The problem is that an awful lot of rhetoric from people afraid of the state encroaching on the second amendment tends to veer toward saying things the Church does not say, such as the the suggestion that the state should have *no* role to play in regulating arms. (You clear-headedly acknowledge that states do have some role there, though what that looks like calls for caution.). Others invoke a sort of mystical passivity and treat the matter of gun murders with nostrums about the mystery of evil, even gong so far as to repeat such canards as “You can’t outlaw evil”. The obvious reply to this sort of antinomian worldview is that law has no other purpose than to limit evil, even if we can’t eliminate it (though, of course, sometimes law can eliminate evil, which is why there is no chattel slavery in the US anymore and the English slave trade has fallen on such hard times since an Act of Parliament in the early 19th century).

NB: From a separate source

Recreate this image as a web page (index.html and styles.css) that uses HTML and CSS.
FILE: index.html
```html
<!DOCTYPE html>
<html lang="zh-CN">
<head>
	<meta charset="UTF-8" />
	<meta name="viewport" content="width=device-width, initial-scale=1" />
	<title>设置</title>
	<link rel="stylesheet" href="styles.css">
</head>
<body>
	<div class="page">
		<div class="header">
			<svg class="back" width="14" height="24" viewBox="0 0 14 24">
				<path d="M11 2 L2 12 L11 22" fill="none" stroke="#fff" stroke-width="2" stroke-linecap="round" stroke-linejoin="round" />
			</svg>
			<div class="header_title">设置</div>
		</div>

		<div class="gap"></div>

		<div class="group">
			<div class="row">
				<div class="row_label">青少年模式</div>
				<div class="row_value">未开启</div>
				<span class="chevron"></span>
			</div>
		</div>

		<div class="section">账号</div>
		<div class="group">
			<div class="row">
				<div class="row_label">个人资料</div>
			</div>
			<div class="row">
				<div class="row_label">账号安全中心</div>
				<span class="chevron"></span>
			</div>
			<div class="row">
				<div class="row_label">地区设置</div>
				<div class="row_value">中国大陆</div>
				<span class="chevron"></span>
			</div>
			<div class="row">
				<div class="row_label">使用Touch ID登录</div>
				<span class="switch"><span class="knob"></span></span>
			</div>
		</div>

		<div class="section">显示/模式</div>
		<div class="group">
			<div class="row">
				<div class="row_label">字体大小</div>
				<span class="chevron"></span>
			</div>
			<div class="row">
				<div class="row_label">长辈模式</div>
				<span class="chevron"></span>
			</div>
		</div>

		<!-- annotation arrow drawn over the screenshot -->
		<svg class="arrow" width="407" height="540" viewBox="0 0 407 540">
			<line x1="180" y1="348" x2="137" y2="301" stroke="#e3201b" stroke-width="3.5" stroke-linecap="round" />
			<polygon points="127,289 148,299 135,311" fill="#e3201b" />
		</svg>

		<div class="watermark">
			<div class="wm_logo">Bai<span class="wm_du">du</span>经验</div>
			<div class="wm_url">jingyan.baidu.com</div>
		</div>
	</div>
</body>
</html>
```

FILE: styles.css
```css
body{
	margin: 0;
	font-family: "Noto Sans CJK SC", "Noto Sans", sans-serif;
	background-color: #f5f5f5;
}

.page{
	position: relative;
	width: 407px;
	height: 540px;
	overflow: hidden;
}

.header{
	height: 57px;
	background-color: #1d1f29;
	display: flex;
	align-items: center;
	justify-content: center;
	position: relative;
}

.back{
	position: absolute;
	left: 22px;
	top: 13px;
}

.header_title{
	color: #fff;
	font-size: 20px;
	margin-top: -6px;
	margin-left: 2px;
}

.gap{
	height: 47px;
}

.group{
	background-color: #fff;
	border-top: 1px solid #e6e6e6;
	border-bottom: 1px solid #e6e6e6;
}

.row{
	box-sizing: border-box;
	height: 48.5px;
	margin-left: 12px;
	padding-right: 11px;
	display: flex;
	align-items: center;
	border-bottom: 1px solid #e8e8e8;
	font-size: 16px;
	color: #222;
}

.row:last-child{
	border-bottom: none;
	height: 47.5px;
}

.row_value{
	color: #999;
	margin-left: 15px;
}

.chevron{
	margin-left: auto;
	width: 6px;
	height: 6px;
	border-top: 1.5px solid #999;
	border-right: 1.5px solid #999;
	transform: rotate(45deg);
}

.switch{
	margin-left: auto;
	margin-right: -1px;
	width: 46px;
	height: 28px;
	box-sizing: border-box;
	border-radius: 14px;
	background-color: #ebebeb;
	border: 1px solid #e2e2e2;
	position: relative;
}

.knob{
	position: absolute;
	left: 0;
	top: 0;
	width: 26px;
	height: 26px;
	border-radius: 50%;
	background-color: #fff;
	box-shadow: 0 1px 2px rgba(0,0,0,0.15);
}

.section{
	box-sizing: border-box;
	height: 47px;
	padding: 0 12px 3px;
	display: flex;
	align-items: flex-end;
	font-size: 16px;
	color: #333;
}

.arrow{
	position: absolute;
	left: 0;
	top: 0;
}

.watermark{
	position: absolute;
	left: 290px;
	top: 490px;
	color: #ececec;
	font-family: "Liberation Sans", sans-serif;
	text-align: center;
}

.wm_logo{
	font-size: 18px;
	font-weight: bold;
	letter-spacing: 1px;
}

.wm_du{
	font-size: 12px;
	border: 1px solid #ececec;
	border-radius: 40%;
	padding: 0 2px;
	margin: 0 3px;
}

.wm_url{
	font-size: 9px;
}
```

And that brings me to my point about North Korea’s acquisition of nukes. I repeat: my point is not to draw an analogy between a mad and evil dictator and law-abiding Americans. It is to draw an analogy between a mad and evil dictators and mad and evil domestic criminals. When a mad and evil dictator threatens to acquire really big arms capable of taking out LA, people like Drudge and his audience clearly grasp that prudence counsels trying to figure out some way to keep maniacs from acquiring the technology of mass slaughter: in a word, regulation of arms. We do a quick cost/benefit analysis and immediately conclude that the right to bear arms is not limitless and that the dangers of treating it as if it were so are far too great to tolerate a mad and evil dictator getting his hands on the power to nuke LA. In short, we situate the right to bear arms in the context of the common good, just as the Church urges us to do. It is by means of this same moral calculus that domestic gun owners likewise conclude that the risks of gun ownership by good and honest people are outweighed by the risk of suffering tyranny at the hands of Leviathan, or the death or rape of their loved ones. I have no quarrel with any of that.

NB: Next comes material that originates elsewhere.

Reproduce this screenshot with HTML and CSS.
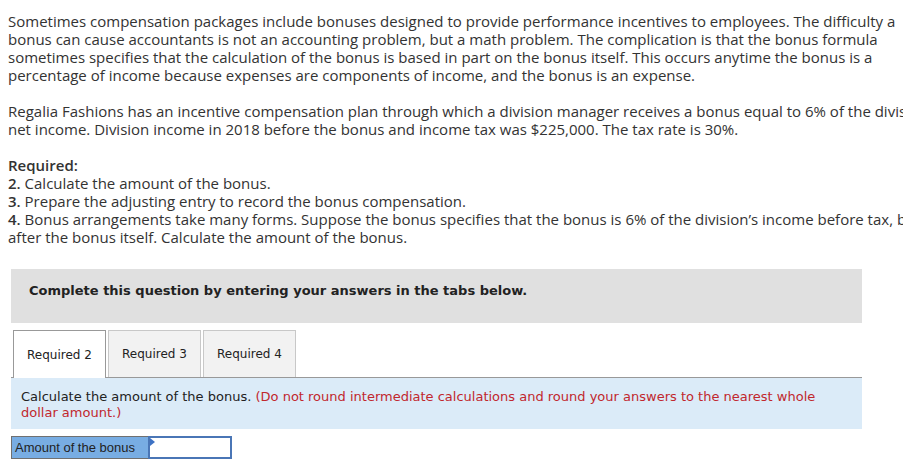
FILE: index.html
```html
<!DOCTYPE html>
<html>
<head>
<meta charset="utf-8">
<link rel="stylesheet" href="styles.css">
</head>
<body>
<div class="page">
  <div class="prompt">
    <p>Sometimes compensation packages include bonuses designed to provide performance incentives to employees. The difficulty a bonus can cause accountants is not an accounting problem, but a math problem. The complication is that the bonus formula sometimes specifies that the calculation of the bonus is based in part on the bonus itself. This occurs anytime the bonus is a percentage of income because expenses are components of income, and the bonus is an expense.</p>
    <p>Regalia Fashions has an incentive compensation plan through which a division manager receives a bonus equal to 6% of the division’s net income. Division income in 2018 before the bonus and income tax was $225,000. The tax rate is 30%.</p>
    <p><b>Required:</b><br>
    <b>2.</b> Calculate the amount of the bonus.<br>
    <b>3.</b> Prepare the adjusting entry to record the bonus compensation.<br>
    <b>4.</b> Bonus arrangements take many forms. Suppose the bonus specifies that the bonus is 6% of the division’s income before tax, but after the bonus itself. Calculate the amount of the bonus.</p>
  </div>
  <div class="question">
    <div class="banner">Complete this question by entering your answers in the tabs below.</div>
    <div class="tabs">
      <div class="tab active">Required 2</div>
      <div class="tab">Required 3</div>
      <div class="tab">Required 4</div>
    </div>
    <div class="panel">Calculate the amount of the bonus. <span class="note">(Do not round intermediate calculations and round your answers to the nearest whole dollar amount.)</span></div>
    <div class="answer">
      <div class="label">Amount of the bonus</div>
      <div class="input"><span class="flag"></span></div>
    </div>
  </div>
</div>
</body>
</html>
```
FILE: styles.css
```css
html, body {
  margin: 0;
  padding: 0;
  background: #fff;
  overflow: hidden;
}
.page {
  width: 930px;
  padding: 12px 8px 0 8px;
}
.prompt {
  font-family: "Open Sans", "Liberation Sans", sans-serif;
  font-size: 15px;
  line-height: 18px;
  color: #333;
}
.prompt p {
  margin: 0 0 18px 0;
}
.prompt b {
  font-weight: 600;
}
.question {
  width: 851px;
  margin-left: 3px;
  margin-top: 23px;
}
.banner {
  background: #e0e0e0;
  height: 54px;
  box-sizing: border-box;
  padding: 14px 18px 0;
  font-family: "DejaVu Sans", Verdana, sans-serif;
  font-weight: bold;
  font-size: 13px;
  line-height: 16px;
  color: #222;
}
.tabs {
  display: flex;
  gap: 2px;
  margin-top: 7px;
  padding-left: 2px;
  position: relative;
  z-index: 1;
}
.tab {
  width: 93px;
  height: 47px;
  box-sizing: border-box;
  border: 1px solid #c8c8c8;
  border-bottom: none;
  background: #f2f2f2;
  display: flex;
  align-items: center;
  justify-content: center;
  font-family: "DejaVu Sans", Verdana, sans-serif;
  font-size: 12px;
  color: #222;
}
.tab.active {
  background: #fff;
  border-color: #999;
  height: 48px;
  margin-bottom: -1px;
}
.panel {
  border-top: 1px solid #999;
  background: #dbebf8;
  padding: 11px 10px 8px 10px;
  font-family: "DejaVu Sans", Verdana, sans-serif;
  font-size: 13px;
  line-height: 16px;
  color: #222;
}
.note {
  color: #c1272d;
}
.answer {
  display: flex;
  margin-top: 7px;
}
.label {
  width: 137px;
  height: 23px;
  box-sizing: border-box;
  border: 1px solid #707070;
  border-right: none;
  background: #78ade3;
  font-family: "Liberation Sans", Arial, sans-serif;
  font-size: 13px;
  line-height: 21px;
  padding-left: 3px;
  color: #222;
}
.input {
  width: 84px;
  height: 23px;
  box-sizing: border-box;
  border: 2px solid #4a76b6;
  background: #fff;
  position: relative;
}
.flag {
  position: absolute;
  left: 0;
  top: 0;
  width: 0;
  height: 0;
  border-top: 4px solid transparent;
  border-bottom: 4px solid transparent;
  border-left: 5px solid #3d72c4;
}
```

My point is different: it’s that because the debate has been framed for so long as a fight between absolutes: between mass confiscation vs. Liberty, that nuance has, it seems to me, largely disappeared. The sole concret proposal I have made–given that I disbelieve in the practicality or wisdom of repealing the 2nd amendment and taking everybody’s guns–is that (in addition to addressing things like sin in the heart, broken families, our mental health system, the lunacy of letting paroled murderers amass arsenals, violent media culture, and all that end of things) we have the technological wherewithal to invent gun technology that just flat won’t work in the wrong hands. It’s the sole proposal I have made.

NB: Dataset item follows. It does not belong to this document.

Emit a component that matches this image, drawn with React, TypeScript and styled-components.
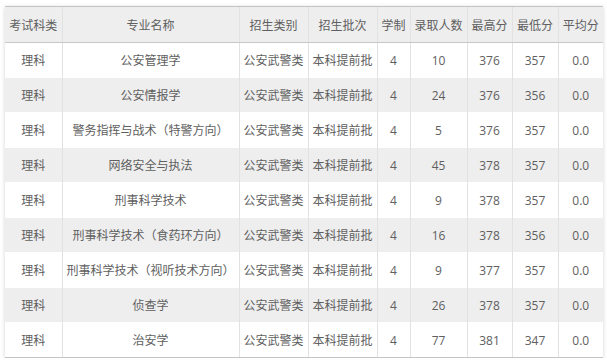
import styled, { createGlobalStyle } from 'styled-components';

const GlobalStyle = createGlobalStyle`
  html, body {
    margin: 0;
    padding: 0;
    background: #fff;
  }
  body {
    font-family: "Open Sans", "Noto Sans CJK SC", sans-serif;
  }
`;

const Wrap = styled.div`
  padding: 6px 4px 0 5px;
`;

const Table = styled.table`
  width: 598px;
  border-collapse: collapse;
  table-layout: fixed;
  box-shadow: 0 1px 4px rgba(0, 0, 0, 0.18);
  font-size: 12px;
  color: #606060;
`;

const Col = styled.col<{ w: number }>`
  width: ${(p) => p.w}px;
`;

const HeadCell = styled.th`
  height: 35px;
  padding: 0;
  font-weight: normal;
  background: #eee;
  border-top: 1px solid #c4c4c4;
  border-bottom: 1px solid #c8c8c8;
  border-left: 1px solid #e2e2e2;
  text-align: center;
  white-space: nowrap;
  &:first-child {
    border-left: none;
  }
`;

const Row = styled.tr<{ $alt: boolean }>`
  background: ${(p) => (p.$alt ? '#eeeeee' : '#fff')};
  &:last-child td {
    border-bottom: 1px solid #c4c4c4;
  }
`;

const Cell = styled.td`
  height: 34px;
  padding: 0;
  text-align: center;
  white-space: nowrap;
  border-left: 1px solid #e2e2e2;
  border-top: 1px solid #fff;
  &:first-child {
    border-left: none;
  }
`;

const columns: [string, number][] = [
  ['考试科类', 57],
  ['专业名称', 177],
  ['招生类别', 69],
  ['招生批次', 69],
  ['学制', 33],
  ['录取人数', 57],
  ['最高分', 45],
  ['最低分', 46],
  ['平均分', 45],
];

const rows = [
  ['公安管理学', '10', '376', '357'],
  ['公安情报学', '24', '376', '356'],
  ['警务指挥与战术（特警方向）', '5', '376', '357'],
  ['网络安全与执法', '45', '378', '357'],
  ['刑事科学技术', '9', '378', '357'],
  ['刑事科学技术（食药环方向）', '16', '378', '356'],
  ['刑事科学技术（视听技术方向）', '9', '377', '357'],
  ['侦查学', '26', '378', '357'],
  ['治安学', '77', '381', '347'],
];

export default function App() {
  return (
    <Wrap>
      <GlobalStyle />
      <Table>
        <colgroup>
          {columns.map(([label, w]) => (
            <Col key={label} w={w} />
          ))}
        </colgroup>
        <thead>
          <tr>
            {columns.map(([label]) => (
              <HeadCell key={label}>{label}</HeadCell>
            ))}
          </tr>
        </thead>
        <tbody>
          {rows.map(([name, count, max, min], i) => (
            <Row key={name} $alt={i % 2 === 1}>
              <Cell>理科</Cell>
              <Cell>{name}</Cell>
              <Cell>公安武警类</Cell>
              <Cell>本科提前批</Cell>
              <Cell>4</Cell>
              <Cell>{count}</Cell>
              <Cell>{max}</Cell>
              <Cell>{min}</Cell>
              <Cell>0.0</Cell>
            </Row>
          ))}
        </tbody>
      </Table>
    </Wrap>
  );
}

Can it be done? Hey, I’m an English major and you’re a science fiction writer. We both know that just because somebody cooks up some interesting tech idea like transporters or faster than light travel that doesn’t mean The Future[TM] will deliver it up. On the other hand, we also know that the first step toward scientific advancements has often started with somebody saying, “Why doesn’t some smart engineer try inventing one of these?” So Jules Verne anticipates an awful lot of the American space program (not to mention submarines and a lot of other tech) long before it happens, just by deducing from what he already knows.
So, I proposed the basic idea, not of confiscating guns (which can’t be done and is counter-productive) but of building a better gun: one that can only be fired by the person or persons who are supposed to be firing it. Is it a panacaea? No. But will it help (assuming it can really be designed and function just as well as present firearms)? Of course it will help. It would render an entire class of guns useless to criminals if stolen. Is it The Answer? No. But it is, quite obviously, part of the solution and not part of the problem to have guns which function perfectly in the right hands and not at all in the wrong ones.
So what was the response to this (admittedly tentative) suggestion? Essentially a fusillade of “Can’t do. Won’t work. Give up. Don’t Try.” The spirit of Verne would be, “Hmmm… Interesting. I can imagine any number of bugs, tweaks, fixes, and possible glitches, depending on what sort of security coding you might use. But it seems like it would be worth a try.” The spirit in my comboxes was almost entirely to declare the idea DOA, to denounce it as ‘fairy tales” and “science fiction”. Almost every question directed to it was of the “asking questions in order to keep from finding things out and dismiss” variety not of the bold and curious, “That’s an interesting idea. I wonder how it could be achieved” variety.
And that was my point. I’m willing to grant that *of course* any attempt to invent such devices is bound to be fraught with complexities and difficulties and *of course* if such devices didn’t work as well as or better than current tech, they are no good. But the sense I got from my readers was that they would oppose such devices *even if* they worked perfectly well, apparently because they would entail the nuisance of upgrading and/or expense.
So: Whereas Drudge and his audience very clearly were convinced that the death of, say, Los Angeles was an unacceptable loss that required some sort of action to limit his access to the technology of slaughter of innocents (action that typically involves both nuisance and expense for somebody), my readers were making it equally clear that the death of thousands of innocents domestically was not worth the nuisance and expense of so much as exploring the possibility of creating guns that can’t be fired by anyone but the authorized user(s). It was shouted down as “science fiction” despite the fact that at least one manufacturer is already marketing such a device. I honestly don’t get that. And so, I conclude that, for many Americans, the mindset is simply that their private cost-benefit analysis is that taking concrete steps to keep *big* weapons out of the wrong hands is worthy it, but taking concrete steps to keep *little* weapons out of the wrong hands is not worth it. I don’t know what else to make of it. If you can find some other analysis that makes sense I’m happy to entertain it. But from where I sit, it looks an awful lot like even perfectly functional Intelligun would somehow be seen as a Bad Thing, and I can’t understand why.
Thanks for your typically intelligent, courtly, generous, and charitable spirit when you write, John. You are a breath of fresh air. I hope you and yours are well.